Saturday Flashback: Pet Shop Boys – Always On My Mind

“Congratulations, you’re one of today’s lucky 10,000!”

Tom: This week, we saw Pet Shop Boys in concert. It was an incredible gig, and as we left, I said I was surprised that they ended on a cover. And you said…

Tim: “Wait, it’s a cover?”

Tom: I quelled my initial reaction of “how could you not know that?” because, congratulations, you’re one of today’s lucky 10,000!

Tim: Hooray!

Tom: Always On My Mind is a country standard. It’s been recorded by dozens of artists — there’s a history on Wikipedia, of course — but I’d like to pick out just the two most popular versions that aren’t Pet Shop Boys, because the difference between them is astonishing.

The canonical version was sung by Elvis Presley, recorded just after he separated from his wife, and is one of his best-known and most loved records. In fact, the only reason the Pet Shop Boys version exists is because they performed it on a tribute-to-Elvis TV show.

Tim: Oh…oh, I do recognise that, now I hear it.

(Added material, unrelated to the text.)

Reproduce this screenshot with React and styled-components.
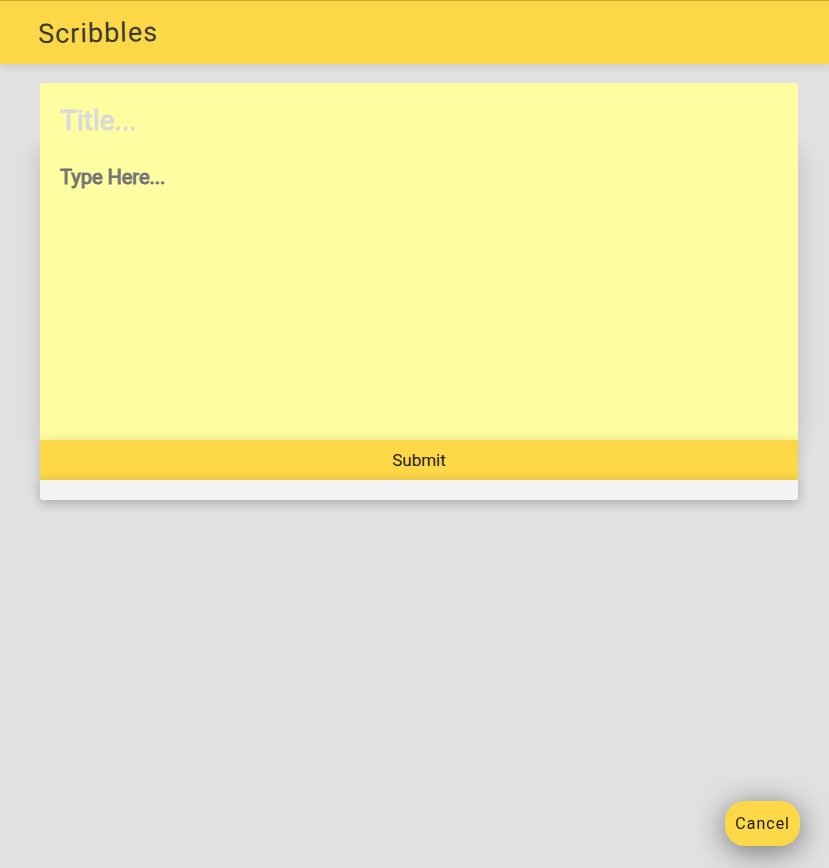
import React from "react";
import styled, { createGlobalStyle } from "styled-components";

const yellow = "#fcd748";
const note = "#fffda1";

const GlobalStyle = createGlobalStyle`
  * { box-sizing: border-box; }
  body {
    margin: 0;
    background: #e1e1e1;
    font-family: Roboto, sans-serif;
  }
`;

const Page = styled.div`
  min-height: 100vh;
  display: flex;
  flex-direction: column;
`;

const Header = styled.header`
  height: 64px;
  padding: 0 38px;
  display: flex;
  align-items: center;
  background: ${yellow};
  border-top: 1px solid #c9a92c;
  box-shadow: 0 2px 10px rgba(0, 0, 0, 0.12);
`;

const Logo = styled.h1`
  margin: 0;
  font-size: 27px;
  line-height: 36px;
  font-weight: 400;
  letter-spacing: 1px;
  color: #3a3a32;
  transform: rotate(-1deg);
`;

const NoteForm = styled.form`
  margin: 19px 31px 0 40px;
  display: flex;
  flex-direction: column;
`;

const TitleInput = styled.input`
  position: relative;
  z-index: 1;
  height: 64px;
  padding: 10px 20px 0;
  border: 0;
  border-radius: 3px 3px 0 0;
  outline: none;
  background: ${note};
  font: 400 28px Roboto, sans-serif;
  -webkit-text-stroke: 1px;
  color: #333;
  &::placeholder { color: #d9d9d9; opacity: 1; }
`;

const BodyInput = styled.textarea`
  height: 293px;
  padding: 18px 20px;
  border: 0;
  outline: none;
  resize: none;
  background: ${note};
  box-shadow: 0 2px 22px rgba(0, 0, 0, 0.16);
  font: 400 20px/24px Roboto, sans-serif;
  -webkit-text-stroke: 1px;
  color: #333;
  &::placeholder { color: #757575; opacity: 1; }
`;

const SubmitButton = styled.button`
  height: 40px;
  border: 0;
  background: ${yellow};
  box-shadow: 0 3px 14px rgba(0, 0, 0, 0.18);
  font: 400 17px Roboto, sans-serif;
  color: #1d1b0a;
  cursor: pointer;
`;

const FormFooter = styled.div`
  height: 20px;
  border-radius: 0 0 3px 3px;
  background: #f4f4f4;
  box-shadow: 0 3px 12px rgba(0, 0, 0, 0.26);
`;

const CancelButton = styled.button`
  position: fixed;
  right: 29px;
  bottom: 22px;
  height: 45px;
  padding: 0 10px;
  border: 0;
  border-radius: 20px;
  background: ${yellow};
  box-shadow: 0 5px 30px rgba(0, 0, 0, 0.5);
  font: 400 16px Roboto, sans-serif;
  letter-spacing: 1px;
  color: #1d1b0a;
  cursor: pointer;
`;

export default function App() {
  return (
    <Page>
      <GlobalStyle />
      <Header>
        <Logo>Scribbles</Logo>
      </Header>
      <main>
        <NoteForm onSubmit={(event) => event.preventDefault()}>
          <TitleInput type="text" aria-label="Title" placeholder="Title..." />
          <BodyInput aria-label="Note" placeholder="Type Here..." />
          <SubmitButton type="submit">Submit</SubmitButton>
          <FormFooter />
        </NoteForm>
      </main>
      <CancelButton type="button">Cancel</CancelButton>
    </Page>
  );
}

Tom: And it’s emotional. It’s an apology of sorts, and that’s certainly how it came across, but in hindsight it almost sounds like a passive-aggressive apology, the sort provided by someone who doesn’t know why they’re apologising, but knows that they have to. The instrumentation is almost triumphant.

Why do I say that? Because the hindsight is provided by Willie Nelson’s absolutely heartbreaking, wistful version, ten years later.

Tim: Ooh.

Tom: It sounds like an apology. It sounds like it should. Everything, from that one quiet “you did, you did” from a female vocalist in the first verse, to the instrumentation that somehow manages to avoid Elvis’s triumphalism despite being almost as large and full. It sounds like the song of someone who is genuinely sorry.

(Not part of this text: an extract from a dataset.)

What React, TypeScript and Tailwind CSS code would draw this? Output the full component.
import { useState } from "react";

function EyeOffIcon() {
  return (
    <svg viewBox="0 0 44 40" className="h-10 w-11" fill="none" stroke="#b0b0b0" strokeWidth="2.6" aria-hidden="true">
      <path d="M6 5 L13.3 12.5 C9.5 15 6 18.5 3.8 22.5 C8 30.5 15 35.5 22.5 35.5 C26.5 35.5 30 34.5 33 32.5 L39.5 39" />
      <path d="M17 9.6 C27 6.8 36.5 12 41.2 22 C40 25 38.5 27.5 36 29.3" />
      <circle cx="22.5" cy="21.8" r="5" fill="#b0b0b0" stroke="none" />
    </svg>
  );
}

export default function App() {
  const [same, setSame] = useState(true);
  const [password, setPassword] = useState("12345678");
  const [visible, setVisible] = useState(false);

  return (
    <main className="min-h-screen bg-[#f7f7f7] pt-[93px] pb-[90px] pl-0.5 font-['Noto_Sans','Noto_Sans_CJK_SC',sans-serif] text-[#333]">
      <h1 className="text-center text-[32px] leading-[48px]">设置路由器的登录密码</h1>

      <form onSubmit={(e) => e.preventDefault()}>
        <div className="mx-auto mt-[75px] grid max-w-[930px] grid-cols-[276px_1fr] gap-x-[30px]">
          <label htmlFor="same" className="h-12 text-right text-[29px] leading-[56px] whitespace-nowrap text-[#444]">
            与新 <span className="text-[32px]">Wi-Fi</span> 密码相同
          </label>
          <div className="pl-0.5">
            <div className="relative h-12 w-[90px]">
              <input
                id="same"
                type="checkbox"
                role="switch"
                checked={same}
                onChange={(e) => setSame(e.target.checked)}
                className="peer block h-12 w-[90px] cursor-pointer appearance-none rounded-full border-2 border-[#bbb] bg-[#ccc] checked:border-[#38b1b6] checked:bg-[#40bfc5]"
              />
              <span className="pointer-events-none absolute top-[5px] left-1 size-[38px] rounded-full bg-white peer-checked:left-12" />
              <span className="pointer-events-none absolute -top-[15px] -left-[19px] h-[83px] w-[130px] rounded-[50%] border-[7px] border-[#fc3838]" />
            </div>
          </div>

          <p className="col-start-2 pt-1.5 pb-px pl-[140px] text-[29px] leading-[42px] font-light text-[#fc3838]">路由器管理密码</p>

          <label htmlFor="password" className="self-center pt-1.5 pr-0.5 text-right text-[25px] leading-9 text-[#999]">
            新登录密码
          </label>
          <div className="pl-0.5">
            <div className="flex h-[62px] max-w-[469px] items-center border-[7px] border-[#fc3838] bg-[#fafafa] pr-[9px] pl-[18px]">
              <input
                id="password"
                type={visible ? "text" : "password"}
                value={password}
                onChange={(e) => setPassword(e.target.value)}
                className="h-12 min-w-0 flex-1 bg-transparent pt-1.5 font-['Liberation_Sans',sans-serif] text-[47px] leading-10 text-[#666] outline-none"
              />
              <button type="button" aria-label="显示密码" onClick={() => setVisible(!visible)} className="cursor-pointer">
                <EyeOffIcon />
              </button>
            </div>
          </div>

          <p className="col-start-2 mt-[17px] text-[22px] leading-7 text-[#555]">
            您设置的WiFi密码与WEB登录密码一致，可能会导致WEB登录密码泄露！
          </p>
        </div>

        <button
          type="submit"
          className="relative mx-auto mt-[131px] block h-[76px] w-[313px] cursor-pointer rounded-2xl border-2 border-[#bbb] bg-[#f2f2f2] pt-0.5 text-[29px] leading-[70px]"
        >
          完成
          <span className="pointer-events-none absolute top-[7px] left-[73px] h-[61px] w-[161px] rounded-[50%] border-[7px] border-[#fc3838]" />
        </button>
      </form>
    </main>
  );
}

Tim: It really does. It’s an almost completely different song, and it’s lovely.

Tom: Despite my love for the Pet Shop Boys cover, to me, this will always be the canonical version of Always On My Mind.

Tim: Nice to know. I’ll throw in my two cents cents: looking at that Wikipedia article you linked to, I realised why the Pet Shop Boys’ version is the only one I really know: because it’s on my family’s primary Christmas compilation album, due to its Christmas number one status. Anyway, thank you very much for today’s education.

Elvis Presley – Suspicious Minds (Viva Elvis Remix)

Damaged in the time travel process.

Tom: Elvis’ estate never used to allow remixes or re-edits of his work – something that changed when Nike paid them a lot of money. That resulted in the staggeringly good “A Little Less Conversation”, and a couple of followups that were never as popular.

Well, someone else has come along and paid a lot of money: Cirque du Soleil, who are doing a “Viva Elvis” show – doing for Elvis what they did for The Beatles with the Love album. And this is the lead single: a thorough, orchestral reimagining of the classic ‘Suspicious Minds’.

https://www.youtube.com/watch?v=PTxMRxuiNZY

Tom: I liked the Love album. I love mashups. I don’t think there’s such a thing as ‘sacrilege’ when it comes to old records. Now you can certainly make terrible new versions, but the old ones will still be there. So I went into this with an open mind, ready to say that, like A Little Less Conversation, it was brilliant. But, alas, it’s really not.

Tim: Admission: I’ve never really listened to any Elvis at all (aside from the aforementioned JXL remix, which probably doesn’t really count), and have no feelings for his music one way or another – I’m happy to judge this as a song in its own right, without comparisons.

Tom: It’s technically great, of course; the new orchestral pieces are lovely and the whole thing sounds wonderful – but Elvis just doesn’t seem to be there. The drums and the instrumentation are compressed to be as loud as the vocals, and the man himself – this amazing singer and performer – is reduced to a vocal sample. If they’d have kept just half of the energy, of the charisma, of the presence of this 1970 performance, I’d probably be praising it. But it’s not. Unlike the Love album – which had the original producers watching over it – it’s been damaged in the time travel process, and what’s emerged from our end of the machine is a soulless replicant.

Tim: Perhaps, but should we be comparing it to a big energetic live performance? Even if I was just comparing it to the original studio recording, I like this a lot – there’s so much more to it that, like you said, is technically great, and I think it’s brilliant.